Rows from a dataset of pages and code

-------

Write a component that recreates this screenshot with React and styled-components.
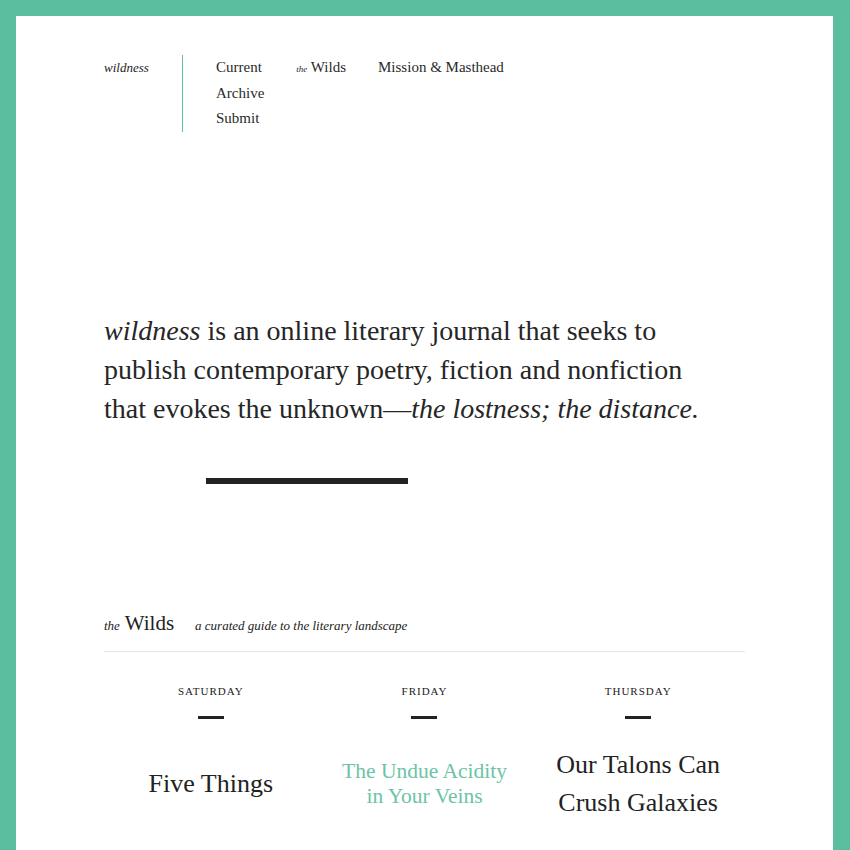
import React from 'react'
import styled, { createGlobalStyle } from 'styled-components'

const GlobalStyle = createGlobalStyle`
    html, body {
        margin: 0;
        padding: 0;
    }
    body {
        background: #5bbe9f;
        padding: 16px 17px 0 16px;
        font-family: "Liberation Serif", "Times New Roman", serif;
        color: #222;
    }
`

const days = [
    { day: 'Saturday', lines: ['Five Things'] },
    { day: 'Friday', lines: ['The Undue Acidity', 'in Your Veins'], accent: true },
    { day: 'Thursday', lines: ['Our Talons Can', 'Crush Galaxies'] },
]

function App() {
    return (
        <>
            <GlobalStyle />
            <Page>
                <Header>
                    <Logo>wildness</Logo>
                    <Nav>
                        <NavColumn>
                            <NavLink>Current</NavLink>
                            <NavLink>Archive</NavLink>
                            <NavLink>Submit</NavLink>
                        </NavColumn>
                        <NavColumn>
                            <NavLink><Tiny>the</Tiny> Wilds</NavLink>
                        </NavColumn>
                        <NavColumn>
                            <NavLink>Mission &amp; Masthead</NavLink>
                        </NavColumn>
                    </Nav>
                </Header>

                <Intro>
                    <em>wildness</em> is an online literary journal that seeks to publish
                    contemporary poetry, fiction and nonfiction that evokes the
                    unknown—<em>the lostness; the distance.</em>
                </Intro>
                <Rule />

                <WildsHead>
                    <WildsTitle><small>the</small> Wilds</WildsTitle>
                    <Tagline>a curated guide to the literary landscape</Tagline>
                </WildsHead>

                <Columns>
                    {days.map(d => (
                        <Entry key={d.day}>
                            <Day>{d.day}</Day>
                            <Dash />
                            <TitleBox>
                                <Title accent={d.accent}>
                                    {d.lines.map((l, i) => (
                                        <span key={i}>{l}{i < d.lines.length - 1 && <br />}</span>
                                    ))}
                                </Title>
                            </TitleBox>
                        </Entry>
                    ))}
                </Columns>
            </Page>
        </>
    )
}

const Page = styled.div`
    background: #fff;
    min-height: 900px;
    padding: 39px 88px 40px 88px;
`

const Header = styled.header`
    display: flex;
    align-items: flex-start;
`

const Logo = styled.div`
    width: 78px;
    font-size: 13px;
    font-style: italic;
    line-height: 25.5px;
`

const Nav = styled.nav`
    display: flex;
    gap: 32px;
    border-left: 1px solid #5bbe9f;
    padding-left: 33px;
`

const NavColumn = styled.div`
    display: flex;
    flex-direction: column;
`

const NavLink = styled.a`
    font-size: 15px;
    line-height: 25.5px;
    color: #2a2a2a;
`

const Tiny = styled.span`
    font-size: 9px;
    font-style: italic;
`

const Intro = styled.p`
    margin: 179px 0 0 0;
    font-size: 28px;
    line-height: 39px;
    width: 620px;
    color: #262626;
`

const Rule = styled.div`
    margin: 50px 0 0 102px;
    width: 202px;
    height: 6px;
    background: #222;
`

const WildsHead = styled.div`
    margin-top: 124px;
    display: flex;
    align-items: baseline;
    gap: 21px;
    padding-bottom: 10px;
    border-bottom: 1px solid #e6e6e6;
    line-height: 30px;
`

const WildsTitle = styled.div`
    font-size: 21px;
    small {
        font-size: 13px;
        font-style: italic;
    }
`

const Tagline = styled.div`
    font-size: 13px;
    font-style: italic;
`

const Columns = styled.div`
    display: grid;
    grid-template-columns: repeat(3, 1fr);
    padding-top: 31px;
`

const Entry = styled.div`
    display: flex;
    flex-direction: column;
    align-items: center;
    text-align: center;
`

const Day = styled.div`
    font-size: 11px;
    line-height: 16px;
    letter-spacing: 1px;
    text-transform: uppercase;
`

const Dash = styled.div`
    margin-top: 17px;
    width: 26px;
    height: 3px;
    background: #222;
`

const TitleBox = styled.div`
    margin-top: 20px;
    height: 90px;
    display: flex;
    align-items: center;
    justify-content: center;
`

const Title = styled.div`
    font-size: ${props => (props.accent ? '21.5px' : '26px')};
    line-height: ${props => (props.accent ? '25px' : '38px')};
    color: ${props => (props.accent ? '#6cc3a6' : '#222')};
`

export default App
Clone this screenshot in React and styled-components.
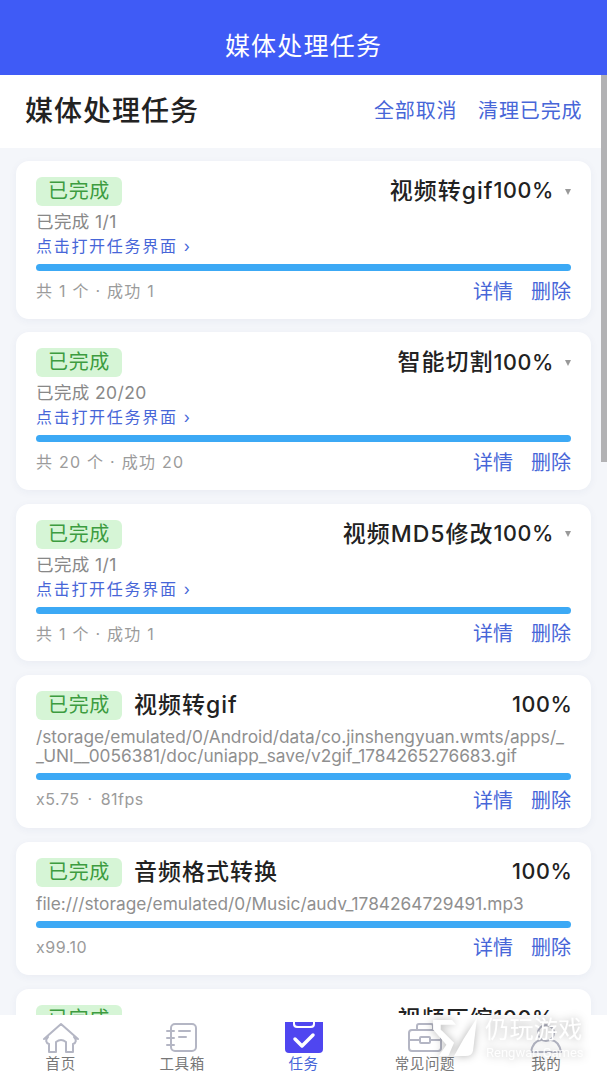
import React from 'react';
import styled, { createGlobalStyle } from 'styled-components';

const Global = createGlobalStyle`
  html, body { margin: 0; padding: 0; height: 1080px; overflow: hidden; background: #f4f6fa; }
  body { font-family: Inter, "Noto Sans CJK SC", sans-serif; }
  #root { height: 1080px; }
`;
const Page = styled.div`
  position: relative; width: 607px; height: 1080px; overflow: hidden;
  display: flex; flex-direction: column; background: #f4f6fa;
`;
const Header = styled.header`
  height: 75px; flex: none; background: #3f5bf6; color: #fff; box-sizing: border-box;
  padding-top: 30px; text-align: center; font-size: 25px; line-height: 33px; letter-spacing: 1.2px;
`;
const SubBar = styled.div`
  height: 73px; flex: none; box-sizing: border-box; background: #fff; display: flex; align-items: center;
  justify-content: space-between; padding: 0 24.5px 5px 25px;
`;
const SubTitle = styled.h1`
  margin: 0; font-size: 28px; font-weight: 500; color: #222; letter-spacing: 1px;
`;
const SubActions = styled.div`
  display: flex; gap: 20.5px; font-size: 20px; color: #4766d8; letter-spacing: 0.9px;
`;
const List = styled.main`
  flex: 1; min-height: 0; padding: 13px 16px 0; display: flex; flex-direction: column; gap: 13.7px; overflow: hidden;
`;
const Card = styled.section`
  flex: none; box-sizing: border-box; background: #fff; border-radius: 13px; padding: 16px 20px 0;
  height: ${p => p.$h}px; box-shadow: 0 2px 8px rgba(40, 60, 110, 0.05);
`;
const Top = styled.div`
  display: flex; align-items: center; height: 29px;
`;
const Badge = styled.span`
  flex: none; width: 86px; height: 29px; border-radius: 6px; background: #d6f5d6; color: #3d9c40;
  font-size: 20px; line-height: 28px; text-align: center; letter-spacing: 0.6px;
`;
const Title = styled.span`
  margin-left: ${p => (p.$right ? 'auto' : '12px')}; font-size: 23px; font-weight: 500; color: #222;
  line-height: 29px; letter-spacing: 1px;
`;
const Pct = styled.span`
  margin-left: ${p => (p.$auto ? 'auto' : '0')}; font-size: 21.5px; font-weight: 500; color: #222; line-height: 29px;
  letter-spacing: 0.6px; margin-top: -1.5px; margin-right: ${p => (p.$auto ? '-1.5px' : '0')};
`;
const Caret = styled.span`
  width: 0; height: 0; margin: 0 0 0 11px; border-left: 3.5px solid transparent; border-right: 3.5px solid transparent;
  border-top: 6px solid #999;
`;
const Status = styled.div`
  margin: 4px 0 0 0; font-size: 17.5px; line-height: 24px; color: #888; letter-spacing: 0.4px;
`;
const OpenLink = styled.div`
  font-size: 16px; line-height: 24px; color: #4766d8; height: 22px; letter-spacing: 1.7px;
`;
const Path = styled.div`
  margin-top: 7px; font-size: 17.3px; line-height: 19.5px; color: #8f8f8f; word-break: break-all;
`;
const Track = styled.div`
  margin-top: ${p => p.$mt}px; height: 7px; border-radius: 4px; background: #3ca9f5;
`;
const Foot = styled.div`
  display: flex; justify-content: space-between; align-items: center; margin-top: 7px; height: 24px;
`;
const Meta = styled.span`
  font-size: 16px; color: #9b9b9b; letter-spacing: ${p => (p.$latin ? '0.5px' : '1.25px')};
  word-spacing: ${p => (p.$latin ? '3px' : '0')};
`;
const Actions = styled.div`
  display: flex; gap: 18px; font-size: 20px; color: #4766d8;
`;
const TabBar = styled.nav`
  flex: none; height: 65px; background: #fff; display: flex; position: relative;
`;
const Tab = styled.div`
  flex: 1; display: flex; flex-direction: column; align-items: center; color: ${p => (p.$on ? '#4766d8' : '#777')};
`;
const TabIcon = styled.svg`
  width: 40px; height: 32px; margin-top: 7px; display: block; flex: none;
`;
const TabLabel = styled.span`
  font-size: 14.5px; line-height: 18px; margin-top: 1px; letter-spacing: 0.6px;
`;
const Scrollbar = styled.div`
  position: absolute; right: 0; top: 75px; width: 6px; height: 387px; background: #b2b2b4;
`;
const Mark = styled.div`
  position: absolute; left: 433px; top: 1016px; width: 170px; height: 48px; color: #fff; pointer-events: none;
  filter: drop-shadow(0 0 4px rgba(0, 0, 0, 0.3));
`;
const MarkName = styled.div`
  position: absolute; left: 52px; top: -1px; font-size: 24px; line-height: 30px; letter-spacing: 0.4px; white-space: nowrap;
`;
const MarkSub = styled.div`
  position: absolute; left: 53px; top: 30px; font-size: 13px; line-height: 14px; white-space: nowrap;
  font-family: Roboto, sans-serif; color: rgba(255,255,255,0.9);
`;
const MarkLogo = styled.svg`
  position: absolute; left: 0; top: 2px; width: 44px; height: 40px;
`;

const Group = ({ title, status, meta }) => (
  <Card $h={157.6}>
    <Top>
      <Badge>已完成</Badge>
      <Title $right>{title}</Title>
      <Pct>100%</Pct>
      <Caret />
    </Top>
    <Status>{status}</Status>
    <OpenLink>点击打开任务界面 ›</OpenLink>
    <Track $mt={8} />
    <Foot>
      <Meta>{meta}</Meta>
      <Actions><span>详情</span><span>删除</span></Actions>
    </Foot>
  </Card>
);
const Single = ({ h, title, path, meta }) => (
  <Card $h={h}>
    <Top>
      <Badge>已完成</Badge>
      <Title>{title}</Title>
      <Pct $auto>100%</Pct>
    </Top>
    <Path>{path}</Path>
    <Track $mt={7.5} />
    <Foot><Meta $latin>{meta}</Meta><Actions><span>详情</span><span>删除</span></Actions></Foot>
  </Card>
);

const stroke = { fill: 'none', stroke: '#b4b6c4', strokeWidth: 2, strokeLinecap: 'round', strokeLinejoin: 'round' };

export default function App() {
  return (
    <Page>
      <Global />
      <Header>媒体处理任务</Header>
      <SubBar>
        <SubTitle>媒体处理任务</SubTitle>
        <SubActions><span>全部取消</span><span>清理已完成</span></SubActions>
      </SubBar>
      <List>
        <Group title="视频转gif" status="已完成 1/1" meta="共 1 个 · 成功 1" />
        <Group title="智能切割" status="已完成 20/20" meta="共 20 个 · 成功 20" />
        <Group title="视频MD5修改" status="已完成 1/1" meta="共 1 个 · 成功 1" />
        <Single h={153.3} title="视频转gif" path="/storage/emulated/0/Android/data/co.jinshengyuan.wmts/apps/__UNI__0056381/doc/uniapp_save/v2gif_1784265276683.gif" meta="x5.75 · 81fps" />
        <Single h={133.3} title="音频格式转换" path="file:///storage/emulated/0/Music/audv_1784264729491.mp3" meta="x99.10" />
        <Group title="视频压缩" status="已完成 1/1" meta="共 1 个 · 成功 1" />
      </List>
      <Scrollbar />
      <TabBar>
        <Tab>
          <TabIcon viewBox="0 0 40 32" {...stroke}>
            <path d="M3 17 L20 2 L37 17 M7 15 C4 18 5 21 8 22 L8 30 L15 30 L15 20 Q20 16 25 20 L25 30 L32 30 L32 22 C35 21 36 18 33 15" />
          </TabIcon>
          <TabLabel>首页</TabLabel>
        </Tab>
        <Tab>
          <TabIcon viewBox="0 0 40 32" {...stroke}>
            <rect x="9" y="2" width="25" height="27" rx="4" />
            <path d="M5 9h7M5 16h7M5 23h7M17 9h11M17 15h7" />
          </TabIcon>
          <TabLabel>工具箱</TabLabel>
        </Tab>
        <Tab $on>
          <TabIcon viewBox="0 0 40 32">
            <path d="M1 0 H39 V27 Q39 31 35 31 H5 Q1 31 1 27 Z" fill="#4f46f0" />
            <path d="M9 -1 V2 Q9 6 13 6 H27 Q31 6 31 2 V-1" fill="#fff" stroke="#fff" strokeWidth="0" />
            <path d="M11 0 V1.5 Q11 4 14 4 H26 Q29 4 29 1.5 V0 Z" fill="#4f46f0" />
            <path d="M11 17 L18 24 L29 13" fill="none" stroke="#fff" strokeWidth="3.5" strokeLinecap="round" strokeLinejoin="round" />
          </TabIcon>
          <TabLabel>任务</TabLabel>
        </Tab>
        <Tab>
          <TabIcon viewBox="0 0 40 32" {...stroke}>
            <rect x="4" y="8" width="32" height="21" rx="3" />
            <path d="M12 8 V4 Q12 2 14 2 H26 Q28 2 28 4 V8 M4 18 H15 M25 18 H36" />
            <rect x="15" y="15" width="10" height="6" rx="1" />
          </TabIcon>
          <TabLabel>常见问题</TabLabel>
        </Tab>
        <Tab>
          <TabIcon viewBox="0 0 40 32" {...stroke}>
            <circle cx="20" cy="11" r="8" />
            <path d="M5 30 Q7 19 15 18 M35 30 Q33 19 25 18 M5 30 H35" />
          </TabIcon>
          <TabLabel>我的</TabLabel>
        </Tab>
      </TabBar>
      <Mark>
        <MarkLogo viewBox="0 0 46 42">
          <path d="M0 2 H20 L24 7 L8 7 L8 12 L22 26 L16 40 L6 40 L14 28 L0 12 Z" fill="#fff" />
          <path d="M46 0 L42 34 Q41 40 34 40 L22 40 L32 22 Z" fill="#fff" />
        </MarkLogo>
        <MarkName>仍玩游戏</MarkName>
        <MarkSub>Rengwan Games</MarkSub>
      </Mark>
    </Page>
  );
}
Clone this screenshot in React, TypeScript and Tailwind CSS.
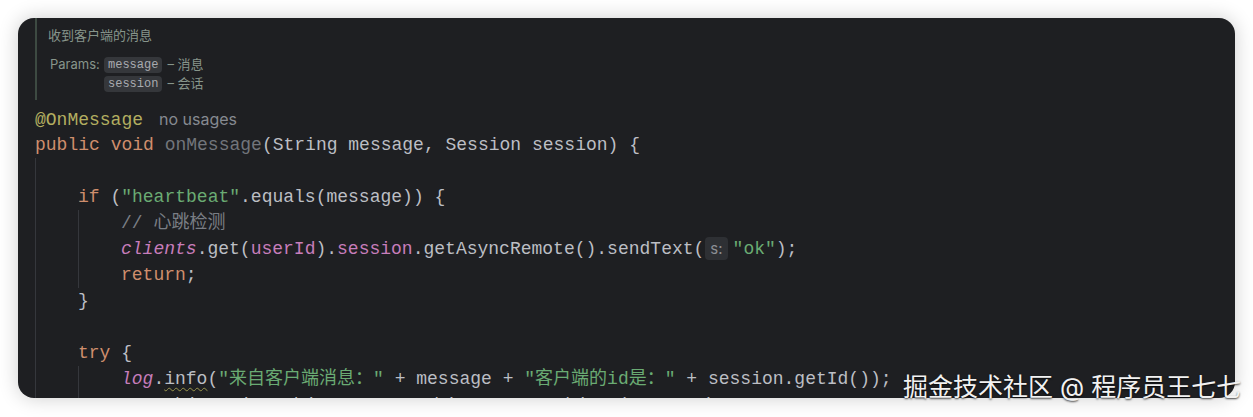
import React from "react";

const mono = "font-['Liberation_Mono','Noto_Sans_CJK_SC',monospace]";
const sans = "font-['Inter','Noto_Sans_CJK_SC',sans-serif]";

const K = ({ children }: { children: React.ReactNode }) => <span className="text-[#cf8e6d]">{children}</span>;
const S = ({ children }: { children: React.ReactNode }) => <span className="text-[#6aab73]">{children}</span>;
const F = ({ children }: { children: React.ReactNode }) => <span className="text-[#c77dbb]">{children}</span>;
const FI = ({ children }: { children: React.ReactNode }) => <span className="text-[#c77dbb] italic">{children}</span>;

const Line = ({ children }: { children?: React.ReactNode }) => (
  <div className="h-[26px] leading-[26px] whitespace-pre">{children}</div>
);

export default function App() {
  return (
    <div className="w-[1253px] h-[417px] bg-white pt-[18px] px-[18px] relative overflow-hidden">
      <div className="h-[380px] w-[1217px] rounded-[16px] bg-[#1e1f22] shadow-[0_0_20px_rgba(0,0,0,0.2)] overflow-hidden pl-[17px]">
        {/* doc comment */}
        <div className={`border-l-2 border-[#3d4a42] pl-[11px] pt-[8px] pb-[7px] ${sans} text-[13px] text-[#87958b]`}>
          <div className="h-[18px] leading-[18px]">收到客户端的消息</div>
          <div className="flex mt-[11px] pl-[2px]">
            <div className="w-[54px] leading-[19px]">Params:</div>
            <div className="flex flex-col">
              <div className="h-[19px] flex items-center gap-[5px]">
                <span className={`${mono} text-[12px] bg-[#35373b] text-[#a9abb0] rounded-[4px] px-[4px] h-[16px] leading-[16px]`}>message</span>
                <span>– 消息</span>
              </div>
              <div className="h-[19px] flex items-center gap-[5px]">
                <span className={`${mono} text-[12px] bg-[#35373b] text-[#a9abb0] rounded-[4px] px-[4px] h-[16px] leading-[16px]`}>session</span>
                <span>– 会话</span>
              </div>
            </div>
          </div>
        </div>

        {/* code */}
        <div className={`${mono} text-[18px] text-[#bcbec4] mt-[6px]`}>
          <Line>
            <span className="text-[#b3ae60]">@OnMessage</span>
            <span className={`${sans} text-[16px] text-[#868a91] ml-[16px]`}>no usages</span>
          </Line>
          <Line>
            <K>public</K> <K>void</K> <span className="text-[#72757b]">onMessage</span>(String message, Session session) {"{"}
          </Line>
          <div className="border-l border-[#35373c] pl-[42px]">
            <Line />
            <Line>
              <K>if</K> (<S>"heartbeat"</S>.equals(message)) {"{"}
            </Line>
            <div className="border-l border-[#35373c] pl-[42px]">
              <Line>
                <span className="text-[#7a7e85]">// 心跳检测</span>
              </Line>
              <Line>
                <FI>clients</FI>.get(<F>userId</F>).<F>session</F>.getAsyncRemote().sendText(
                <span className={`${sans} text-[15px] text-[#8c8f94] bg-[#2e3034] rounded-[4px] px-[5px] py-[2px] ml-[1px] mr-[5px]`}>s:</span>
                <S>"ok"</S>);
              </Line>
              <Line>
                <K>return</K>;
              </Line>
            </div>
            <Line>{"}"}</Line>
            <Line />
            <Line>
              <K>try</K> {"{"}
            </Line>
            <div className="border-l border-[#35373c] pl-[42px]">
              <Line>
                <FI>log</FI>.
                <span className="underline decoration-wavy decoration-[#9a954c] underline-offset-[3px] decoration-1">info</span>
                (<S>"来自客户端消息："</S> + message + <S>"客户端的id是："</S> + session.getId());
              </Line>
              <Line>
                JSONObject jsonObject = JSONObject.<span className="italic">parseObject</span>(message);
              </Line>
            </div>
          </div>
        </div>
      </div>

      <div
        className={`absolute left-[903px] top-[372px] text-[25px] leading-[30px] text-[#f2f2f2] whitespace-nowrap ${sans} [text-shadow:0_1px_2px_rgba(0,0,0,0.75)]`}
      >
        掘金技术社区 @ 程序员王七七
      </div>
    </div>
  );
}
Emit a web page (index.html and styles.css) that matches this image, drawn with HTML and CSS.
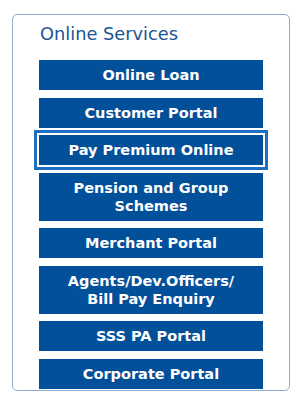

-------

**WHAT YOU NEED TO DO**.
Where a line contains the string "Clone", extract that line.

**RESPONSE**.
Clone this screenshot in React and styled-components.
Clone this screenshot in React, TypeScript and Tailwind CSS.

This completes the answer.